This process gives a reasonable estimate for planning purposes, but your actual tax may differ because of local rules or additional schedules.

Withholding, estimated payments, and reconciliation

Once you calculate expected tax, compare it to your withholding or estimated payments. Employees typically have state tax withheld from each paycheck, while self employed individuals often make quarterly estimated payments. If your withholding is too low, you may owe a balance plus penalties. If it is too high, you may receive a refund but effectively provided an interest free loan to the state. Adjusting your withholding can improve cash flow and reduce surprises.

State withholding forms are usually tied to your filing status and allowances. If you experience a change such as a new job, a marriage, or a new dependent, revisit your withholding to ensure it aligns with your latest estimate.

Common mistakes to avoid

  • Using federal deductions instead of state specific deductions or caps.
  • Applying a top marginal rate to all taxable income instead of using brackets.
  • Ignoring local income taxes or reciprocal agreements for work in a different state.
  • Failing to subtract state credits after computing base tax.
  • Using gross income instead of adjusted or taxable income.

Best practices for accurate calculations

Accuracy improves when you document each step and use current year tax parameters. State rates and standard deductions change frequently, so confirm the year you are calculating.
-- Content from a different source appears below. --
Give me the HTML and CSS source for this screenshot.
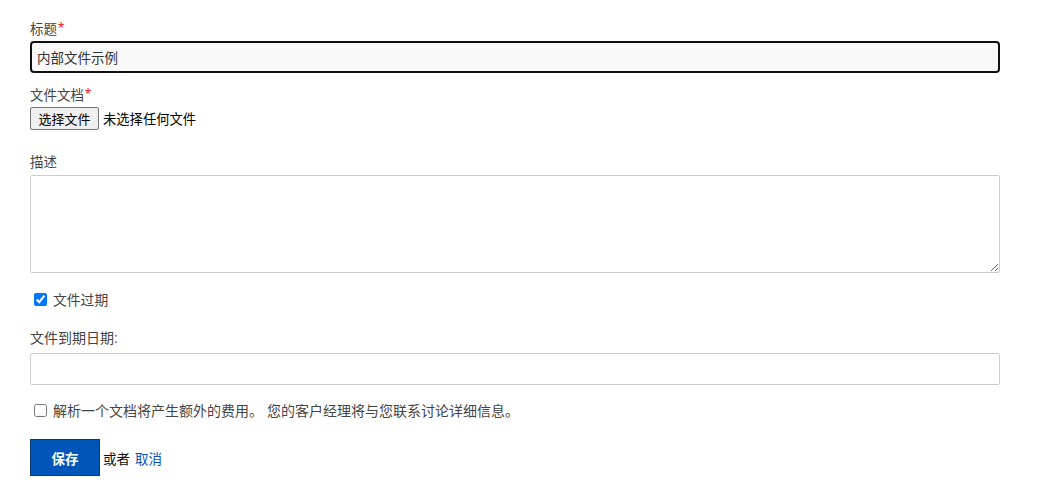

Keep records of deductions such as retirement contributions, health savings accounts, and college savings plans that may reduce state income. If your income is complex, a tax professional or a commercial tax software package can validate your estimates.

How to use the calculator above

The calculator at the top of this page provides a quick estimate using the current brackets and standard deductions for each listed state. Enter your annual gross income, pick your filing status, and add any additional deductions or credits you expect to claim. The tool calculates a simplified taxable income, then applies either a progressive bracket calculation or a flat rate depending on your state. The results show the estimated tax, effective rate, and take home income after state tax. The chart visualizes how much of your income goes to state tax versus what you keep.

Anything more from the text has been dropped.